CJ HessguestClaire Vohost
Feb 9, 202653mWatch on YouTube ↗

CHAPTERS

  1. Meet CJ Hess: building a personal ecosystem around Claude Code

    CJ Hess shares why he’s become a Claude Code power user and how it enabled him to build an ecosystem of personal dev tools. The conversation sets up the theme: customizing AI-assisted development workflows to match how you think and work.

  2. Why CJ prefers Claude Code over alternatives (and what matters beyond model IQ)

    CJ contrasts model ‘smartness’ with day-to-day usability, arguing the harness and UX of Claude Code make it especially effective. The emphasis is on steerability, deep follow-through, and how tooling amplifies model capability.

  3. AI changes developer environments: from IDE choices to bespoke workflows

    Claire and CJ discuss how AI enables a new era of personalized developer setups—far beyond picking an IDE or linter. They highlight how agentic models can even handle tedious environment and configuration chores that used to linger for months.

  4. Planning with markdown—and why ASCII diagrams hit a wall

    CJ describes a planning workflow many developers are converging on: iterating in markdown plans until confident enough to implement. But for flows and UI thinking, ASCII diagrams (and even Mermaid) feel limiting and cognitively taxing.

  5. Introducing Flowy: JSON-based flowcharts and UI mockups generated by AI

    CJ unveils Flowy, a custom tool he built so Claude can output JSON that renders into clean flowcharts and low-fidelity UI mockups. The key idea is replacing hard-to-edit text diagrams with a machine-readable format that’s also human-friendly visually.

  6. Flowy vs Mermaid: owning the constraints and evolving the tool + skills together

    The discussion turns to why CJ didn’t just use Mermaid: he wanted full control to add features and update the agent’s understanding in lockstep. He explains how custom skills teach Claude to read/write Flowy’s schema effectively.
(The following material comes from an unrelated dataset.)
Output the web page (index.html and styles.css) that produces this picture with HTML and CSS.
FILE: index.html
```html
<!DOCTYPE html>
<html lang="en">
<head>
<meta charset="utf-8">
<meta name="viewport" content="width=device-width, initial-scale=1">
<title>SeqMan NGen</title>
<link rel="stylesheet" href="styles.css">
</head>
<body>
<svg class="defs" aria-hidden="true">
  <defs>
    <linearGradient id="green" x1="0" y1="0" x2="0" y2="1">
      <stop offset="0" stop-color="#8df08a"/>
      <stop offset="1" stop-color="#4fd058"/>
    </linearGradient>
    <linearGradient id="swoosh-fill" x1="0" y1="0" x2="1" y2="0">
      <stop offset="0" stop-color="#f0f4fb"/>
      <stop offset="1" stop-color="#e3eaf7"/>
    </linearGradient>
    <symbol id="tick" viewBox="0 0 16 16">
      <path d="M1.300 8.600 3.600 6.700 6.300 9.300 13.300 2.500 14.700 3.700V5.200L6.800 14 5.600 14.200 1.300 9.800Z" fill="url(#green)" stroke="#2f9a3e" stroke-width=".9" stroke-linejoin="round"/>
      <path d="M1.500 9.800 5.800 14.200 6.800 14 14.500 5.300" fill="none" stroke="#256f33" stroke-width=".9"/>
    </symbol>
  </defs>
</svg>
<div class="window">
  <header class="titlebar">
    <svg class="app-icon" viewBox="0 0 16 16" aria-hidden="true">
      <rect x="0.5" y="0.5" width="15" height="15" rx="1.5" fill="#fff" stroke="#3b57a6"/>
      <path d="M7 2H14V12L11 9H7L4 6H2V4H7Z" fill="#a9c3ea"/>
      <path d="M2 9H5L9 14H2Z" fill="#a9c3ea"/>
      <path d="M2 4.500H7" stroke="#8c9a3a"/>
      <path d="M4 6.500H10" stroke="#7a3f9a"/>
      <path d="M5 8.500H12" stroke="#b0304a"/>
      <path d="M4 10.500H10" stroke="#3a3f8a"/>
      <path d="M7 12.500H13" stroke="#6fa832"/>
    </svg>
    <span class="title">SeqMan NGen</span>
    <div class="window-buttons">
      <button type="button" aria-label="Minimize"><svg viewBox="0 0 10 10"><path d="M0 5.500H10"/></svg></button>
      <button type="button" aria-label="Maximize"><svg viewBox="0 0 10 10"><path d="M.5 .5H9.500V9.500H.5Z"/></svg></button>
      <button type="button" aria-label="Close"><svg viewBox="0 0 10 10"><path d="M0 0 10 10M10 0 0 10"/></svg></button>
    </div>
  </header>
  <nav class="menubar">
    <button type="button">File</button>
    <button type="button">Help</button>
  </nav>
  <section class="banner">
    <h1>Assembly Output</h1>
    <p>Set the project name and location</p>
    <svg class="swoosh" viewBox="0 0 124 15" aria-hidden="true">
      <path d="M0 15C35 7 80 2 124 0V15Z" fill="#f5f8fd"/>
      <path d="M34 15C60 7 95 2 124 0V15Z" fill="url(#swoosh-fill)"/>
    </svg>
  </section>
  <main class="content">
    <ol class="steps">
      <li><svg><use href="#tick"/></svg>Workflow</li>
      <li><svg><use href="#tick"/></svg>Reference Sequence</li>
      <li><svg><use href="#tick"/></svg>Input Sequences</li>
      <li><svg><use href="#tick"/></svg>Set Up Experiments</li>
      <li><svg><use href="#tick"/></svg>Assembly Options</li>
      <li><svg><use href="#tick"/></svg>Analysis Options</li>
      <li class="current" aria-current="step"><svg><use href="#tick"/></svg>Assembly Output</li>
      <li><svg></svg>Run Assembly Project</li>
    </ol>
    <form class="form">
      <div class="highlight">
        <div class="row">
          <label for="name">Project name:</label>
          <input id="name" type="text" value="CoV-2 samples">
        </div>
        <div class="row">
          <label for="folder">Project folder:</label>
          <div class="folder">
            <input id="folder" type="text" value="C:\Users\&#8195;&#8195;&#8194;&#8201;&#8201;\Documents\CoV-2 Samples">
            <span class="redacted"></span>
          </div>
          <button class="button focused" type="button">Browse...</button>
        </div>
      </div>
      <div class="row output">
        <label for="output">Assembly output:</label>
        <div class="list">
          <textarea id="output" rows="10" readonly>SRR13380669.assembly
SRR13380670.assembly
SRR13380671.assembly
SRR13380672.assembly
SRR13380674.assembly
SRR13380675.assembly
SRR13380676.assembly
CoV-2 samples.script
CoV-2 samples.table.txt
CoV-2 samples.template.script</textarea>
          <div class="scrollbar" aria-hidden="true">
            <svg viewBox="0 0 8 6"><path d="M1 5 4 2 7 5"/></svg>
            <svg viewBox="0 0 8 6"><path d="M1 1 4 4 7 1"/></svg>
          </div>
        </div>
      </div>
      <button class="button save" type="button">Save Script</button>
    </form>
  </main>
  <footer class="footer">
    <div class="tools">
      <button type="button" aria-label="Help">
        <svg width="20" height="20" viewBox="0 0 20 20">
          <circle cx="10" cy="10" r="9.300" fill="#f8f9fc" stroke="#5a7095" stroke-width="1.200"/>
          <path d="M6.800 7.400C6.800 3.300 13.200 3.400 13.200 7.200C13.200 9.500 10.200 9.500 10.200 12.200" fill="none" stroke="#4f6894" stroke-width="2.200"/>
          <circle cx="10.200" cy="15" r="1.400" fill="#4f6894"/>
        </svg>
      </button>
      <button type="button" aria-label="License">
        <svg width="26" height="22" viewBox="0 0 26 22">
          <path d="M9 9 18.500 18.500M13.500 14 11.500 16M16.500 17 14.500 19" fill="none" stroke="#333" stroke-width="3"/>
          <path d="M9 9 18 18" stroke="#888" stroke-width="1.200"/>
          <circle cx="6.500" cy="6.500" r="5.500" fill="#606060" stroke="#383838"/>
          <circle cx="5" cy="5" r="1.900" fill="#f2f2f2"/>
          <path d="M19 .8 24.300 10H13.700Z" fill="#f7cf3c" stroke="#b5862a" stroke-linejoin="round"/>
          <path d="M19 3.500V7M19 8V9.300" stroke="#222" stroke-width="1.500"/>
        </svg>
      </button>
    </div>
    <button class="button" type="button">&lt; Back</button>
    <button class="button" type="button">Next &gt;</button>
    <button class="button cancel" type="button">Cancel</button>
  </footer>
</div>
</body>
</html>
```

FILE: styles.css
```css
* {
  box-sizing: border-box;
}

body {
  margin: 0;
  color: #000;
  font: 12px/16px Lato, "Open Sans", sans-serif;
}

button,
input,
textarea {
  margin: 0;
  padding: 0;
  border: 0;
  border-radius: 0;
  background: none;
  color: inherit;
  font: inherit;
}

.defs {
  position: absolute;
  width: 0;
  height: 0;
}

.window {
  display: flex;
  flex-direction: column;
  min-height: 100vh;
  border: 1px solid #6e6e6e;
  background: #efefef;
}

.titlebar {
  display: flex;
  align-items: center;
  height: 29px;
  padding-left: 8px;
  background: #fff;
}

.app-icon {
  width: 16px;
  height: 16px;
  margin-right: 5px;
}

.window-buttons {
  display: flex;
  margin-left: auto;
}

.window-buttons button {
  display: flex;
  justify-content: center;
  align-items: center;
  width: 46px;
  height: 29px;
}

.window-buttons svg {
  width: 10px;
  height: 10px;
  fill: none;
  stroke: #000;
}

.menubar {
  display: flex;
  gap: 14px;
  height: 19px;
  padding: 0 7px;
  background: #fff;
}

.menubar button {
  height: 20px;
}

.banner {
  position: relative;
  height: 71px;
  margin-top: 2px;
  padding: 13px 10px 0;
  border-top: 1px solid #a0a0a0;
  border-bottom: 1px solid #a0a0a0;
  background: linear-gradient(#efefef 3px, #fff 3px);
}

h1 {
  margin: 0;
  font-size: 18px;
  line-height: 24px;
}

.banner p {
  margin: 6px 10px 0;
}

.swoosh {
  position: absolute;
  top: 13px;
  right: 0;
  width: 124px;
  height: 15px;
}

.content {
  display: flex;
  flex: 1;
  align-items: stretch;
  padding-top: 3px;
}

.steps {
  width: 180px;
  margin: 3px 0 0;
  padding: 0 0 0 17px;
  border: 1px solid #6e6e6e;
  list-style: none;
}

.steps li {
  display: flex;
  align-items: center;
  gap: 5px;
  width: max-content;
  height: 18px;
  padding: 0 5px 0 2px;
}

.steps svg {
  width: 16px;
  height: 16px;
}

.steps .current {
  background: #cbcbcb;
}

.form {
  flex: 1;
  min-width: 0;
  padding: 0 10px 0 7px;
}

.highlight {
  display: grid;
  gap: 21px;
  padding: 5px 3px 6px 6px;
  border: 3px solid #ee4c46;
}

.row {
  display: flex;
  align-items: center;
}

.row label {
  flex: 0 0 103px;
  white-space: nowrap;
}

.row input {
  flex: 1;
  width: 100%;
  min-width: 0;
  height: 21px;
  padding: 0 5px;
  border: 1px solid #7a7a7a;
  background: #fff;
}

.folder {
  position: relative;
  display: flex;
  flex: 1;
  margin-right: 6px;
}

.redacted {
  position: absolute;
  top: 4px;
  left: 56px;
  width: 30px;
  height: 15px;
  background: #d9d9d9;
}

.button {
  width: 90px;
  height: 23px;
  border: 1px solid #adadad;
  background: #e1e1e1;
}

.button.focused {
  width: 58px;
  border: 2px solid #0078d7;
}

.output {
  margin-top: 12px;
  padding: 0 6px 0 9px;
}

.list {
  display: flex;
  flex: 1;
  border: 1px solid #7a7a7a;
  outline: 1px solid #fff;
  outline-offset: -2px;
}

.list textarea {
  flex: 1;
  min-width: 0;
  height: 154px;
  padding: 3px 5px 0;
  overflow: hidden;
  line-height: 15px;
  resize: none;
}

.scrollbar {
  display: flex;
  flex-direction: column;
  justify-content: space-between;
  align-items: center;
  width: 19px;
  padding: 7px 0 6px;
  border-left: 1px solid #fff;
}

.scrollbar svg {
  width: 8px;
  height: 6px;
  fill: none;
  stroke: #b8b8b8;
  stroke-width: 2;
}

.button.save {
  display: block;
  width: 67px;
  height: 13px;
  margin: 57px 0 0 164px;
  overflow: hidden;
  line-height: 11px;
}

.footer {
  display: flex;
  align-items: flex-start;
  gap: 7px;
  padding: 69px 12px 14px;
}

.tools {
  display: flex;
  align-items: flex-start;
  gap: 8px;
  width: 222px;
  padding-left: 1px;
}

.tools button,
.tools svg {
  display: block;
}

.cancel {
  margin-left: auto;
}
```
  7. Skills as living documentation: structure, examples, and iterative refinement

    CJ shows the Flowy skill markdown file and how he treats it as living documentation for agents. Claire highlights good skill patterns—purpose, quick start, schema, and examples—while CJ notes he often lets the model manage the file’s shape.

  8. Demo setup: prompting Claude to explore the repo and generate diagrams first

    CJ demonstrates a workflow: ask Claude to re-anchor on prior plans, explore the codebase, and then generate both a user-flow diagram and an animation timing sequence in Flowy. Parallel exploration agents help gather context quickly.
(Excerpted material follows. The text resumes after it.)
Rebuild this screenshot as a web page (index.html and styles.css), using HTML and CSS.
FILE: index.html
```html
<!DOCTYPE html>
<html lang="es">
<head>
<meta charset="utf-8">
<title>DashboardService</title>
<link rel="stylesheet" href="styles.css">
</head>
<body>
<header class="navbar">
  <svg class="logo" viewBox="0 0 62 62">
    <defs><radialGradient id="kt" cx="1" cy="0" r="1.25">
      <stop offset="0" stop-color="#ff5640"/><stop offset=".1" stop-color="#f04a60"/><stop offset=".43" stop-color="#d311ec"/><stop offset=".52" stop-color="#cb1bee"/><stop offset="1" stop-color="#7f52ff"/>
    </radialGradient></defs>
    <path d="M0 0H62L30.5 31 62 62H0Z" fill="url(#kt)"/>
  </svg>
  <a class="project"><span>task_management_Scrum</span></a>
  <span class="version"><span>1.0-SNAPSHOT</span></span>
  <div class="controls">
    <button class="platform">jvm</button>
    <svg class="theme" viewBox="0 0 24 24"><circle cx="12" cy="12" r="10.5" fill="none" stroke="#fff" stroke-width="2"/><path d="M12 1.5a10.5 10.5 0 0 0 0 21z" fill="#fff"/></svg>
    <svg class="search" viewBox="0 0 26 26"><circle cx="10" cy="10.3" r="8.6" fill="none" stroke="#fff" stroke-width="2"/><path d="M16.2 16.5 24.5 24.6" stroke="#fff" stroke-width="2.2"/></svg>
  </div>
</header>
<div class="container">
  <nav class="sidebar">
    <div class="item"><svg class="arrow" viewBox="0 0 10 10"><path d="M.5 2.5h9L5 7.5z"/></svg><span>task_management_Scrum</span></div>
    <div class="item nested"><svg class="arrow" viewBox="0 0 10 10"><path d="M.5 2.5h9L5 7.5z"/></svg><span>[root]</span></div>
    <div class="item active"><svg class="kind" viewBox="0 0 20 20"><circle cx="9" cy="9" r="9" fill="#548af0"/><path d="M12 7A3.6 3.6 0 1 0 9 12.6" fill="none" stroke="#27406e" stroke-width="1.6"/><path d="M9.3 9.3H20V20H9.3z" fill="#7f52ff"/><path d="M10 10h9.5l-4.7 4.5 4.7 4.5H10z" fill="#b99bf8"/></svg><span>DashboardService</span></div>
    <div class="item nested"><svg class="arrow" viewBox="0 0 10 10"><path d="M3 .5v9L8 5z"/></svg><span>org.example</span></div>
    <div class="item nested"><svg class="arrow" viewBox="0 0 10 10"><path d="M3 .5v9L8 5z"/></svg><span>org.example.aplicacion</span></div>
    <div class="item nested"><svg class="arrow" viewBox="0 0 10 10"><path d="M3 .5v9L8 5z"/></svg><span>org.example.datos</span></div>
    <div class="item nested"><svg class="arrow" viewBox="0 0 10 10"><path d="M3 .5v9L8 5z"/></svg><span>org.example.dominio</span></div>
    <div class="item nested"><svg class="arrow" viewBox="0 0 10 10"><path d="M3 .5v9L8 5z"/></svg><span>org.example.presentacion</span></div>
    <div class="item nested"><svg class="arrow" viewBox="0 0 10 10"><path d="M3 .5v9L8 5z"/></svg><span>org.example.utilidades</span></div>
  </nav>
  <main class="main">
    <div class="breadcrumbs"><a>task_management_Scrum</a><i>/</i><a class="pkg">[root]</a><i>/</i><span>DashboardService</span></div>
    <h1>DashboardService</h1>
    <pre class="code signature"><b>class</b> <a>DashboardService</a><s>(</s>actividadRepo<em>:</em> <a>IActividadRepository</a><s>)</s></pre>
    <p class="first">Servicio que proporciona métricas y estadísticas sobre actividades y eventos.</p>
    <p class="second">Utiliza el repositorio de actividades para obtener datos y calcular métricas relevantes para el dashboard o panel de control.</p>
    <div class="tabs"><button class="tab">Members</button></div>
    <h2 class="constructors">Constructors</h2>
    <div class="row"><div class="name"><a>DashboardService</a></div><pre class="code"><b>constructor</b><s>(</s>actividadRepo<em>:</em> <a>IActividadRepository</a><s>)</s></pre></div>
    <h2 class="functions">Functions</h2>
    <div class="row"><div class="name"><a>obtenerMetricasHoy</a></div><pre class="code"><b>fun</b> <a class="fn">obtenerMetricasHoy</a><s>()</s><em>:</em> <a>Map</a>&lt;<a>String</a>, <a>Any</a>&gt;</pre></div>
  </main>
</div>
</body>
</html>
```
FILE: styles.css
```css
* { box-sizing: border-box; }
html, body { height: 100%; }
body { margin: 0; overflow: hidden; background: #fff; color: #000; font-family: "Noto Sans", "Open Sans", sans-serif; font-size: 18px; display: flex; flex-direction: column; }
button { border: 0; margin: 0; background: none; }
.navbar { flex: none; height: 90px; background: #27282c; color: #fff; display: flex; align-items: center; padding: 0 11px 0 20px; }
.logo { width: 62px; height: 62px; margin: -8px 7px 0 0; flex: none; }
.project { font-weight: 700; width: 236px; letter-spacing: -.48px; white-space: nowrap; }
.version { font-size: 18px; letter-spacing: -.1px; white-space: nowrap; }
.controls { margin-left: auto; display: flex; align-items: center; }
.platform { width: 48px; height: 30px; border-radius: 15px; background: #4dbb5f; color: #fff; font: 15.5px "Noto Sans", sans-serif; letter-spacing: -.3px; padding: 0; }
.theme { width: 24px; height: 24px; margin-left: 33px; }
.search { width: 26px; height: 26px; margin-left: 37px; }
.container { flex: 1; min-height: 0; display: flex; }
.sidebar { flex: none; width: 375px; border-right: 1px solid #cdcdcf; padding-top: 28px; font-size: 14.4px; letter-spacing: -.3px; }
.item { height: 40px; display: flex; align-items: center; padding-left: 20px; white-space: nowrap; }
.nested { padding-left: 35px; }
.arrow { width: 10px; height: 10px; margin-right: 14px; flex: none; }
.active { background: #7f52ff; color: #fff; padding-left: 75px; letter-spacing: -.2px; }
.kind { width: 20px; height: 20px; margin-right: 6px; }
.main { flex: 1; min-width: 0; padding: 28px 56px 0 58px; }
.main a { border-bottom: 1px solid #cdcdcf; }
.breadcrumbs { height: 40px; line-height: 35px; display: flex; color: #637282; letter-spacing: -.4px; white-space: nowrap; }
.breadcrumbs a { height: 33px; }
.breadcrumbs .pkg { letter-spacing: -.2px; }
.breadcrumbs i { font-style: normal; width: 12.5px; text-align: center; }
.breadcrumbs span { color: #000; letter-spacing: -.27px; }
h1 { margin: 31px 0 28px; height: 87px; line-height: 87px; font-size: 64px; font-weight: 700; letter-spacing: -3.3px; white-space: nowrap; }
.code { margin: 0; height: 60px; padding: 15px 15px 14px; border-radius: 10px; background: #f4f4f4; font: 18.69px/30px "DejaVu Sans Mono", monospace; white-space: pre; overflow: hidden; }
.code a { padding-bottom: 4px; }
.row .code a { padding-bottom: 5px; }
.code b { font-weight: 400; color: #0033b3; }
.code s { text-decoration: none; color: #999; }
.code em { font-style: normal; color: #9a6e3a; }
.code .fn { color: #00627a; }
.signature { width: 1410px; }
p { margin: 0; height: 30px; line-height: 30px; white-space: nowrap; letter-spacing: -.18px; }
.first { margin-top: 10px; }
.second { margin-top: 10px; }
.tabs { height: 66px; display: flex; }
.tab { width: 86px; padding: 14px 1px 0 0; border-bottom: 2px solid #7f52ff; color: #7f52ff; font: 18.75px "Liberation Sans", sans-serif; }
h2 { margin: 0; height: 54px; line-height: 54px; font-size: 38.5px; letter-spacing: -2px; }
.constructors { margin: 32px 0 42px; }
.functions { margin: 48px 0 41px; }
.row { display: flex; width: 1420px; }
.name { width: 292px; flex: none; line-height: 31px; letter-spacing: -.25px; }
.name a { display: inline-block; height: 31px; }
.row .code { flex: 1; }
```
  9. Iterating visually: editing Flowy, leaving notes, and round-tripping to Claude

    CJ opens the generated Flowy diagrams, identifies issues (like timing), edits the diagram directly, and asks Claude to update based on notes. The chapter emphasizes tight feedback loops between human edits and agent updates using the shared JSON substrate.
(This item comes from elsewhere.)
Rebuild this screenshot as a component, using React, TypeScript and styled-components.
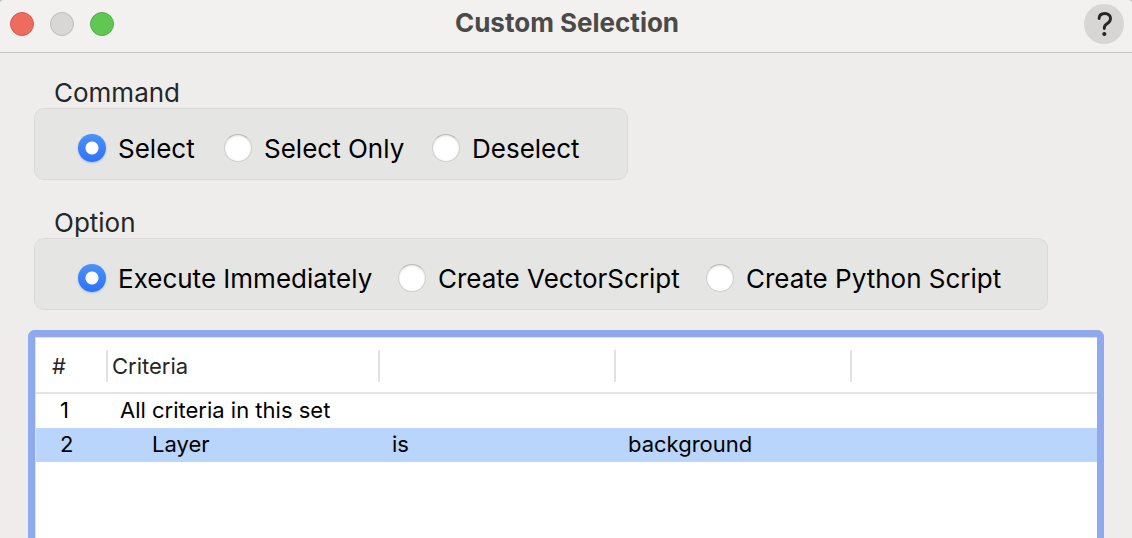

  10. From diagrams to UI mockups: generating screen states for the spinner feature

    CJ prompts Claude to generate Flowy UI mockups that represent different states of the spinner interaction. Even without perfect shape primitives, Claude works around limitations to create a useful representation of the intended UI.

  11. Build directly from artifacts: skipping the markdown plan and shipping the feature

    With flowcharts and mockups in place, CJ tries a ‘just build it’ prompt, removing Claude from extended plan mode. The result: a working spinner UI that closely matches the mockups, demonstrating artifacts can effectively replace long textual specs.

  12. Model-to-model review: using Codex (“Carl”) to critique Claude’s diff

    CJ explains his practice of having Codex review Claude-generated code for alignment with diagrams/specs and for ‘code smells.’ Codex is positioned as a critical reviewer that catches mismatches and suggests refactors for maintainability.

  13. Lightning round: Genie 3 worlds, prompting style, and releasing Flowy

    CJ shares excitement about Google’s Genie 3 for generating explorable worlds and plays with a ‘Matrix lobster’ example. They close with CJ’s prompting philosophy (less yelling, more clear correction) and plans to release Flowy publicly with associated skills.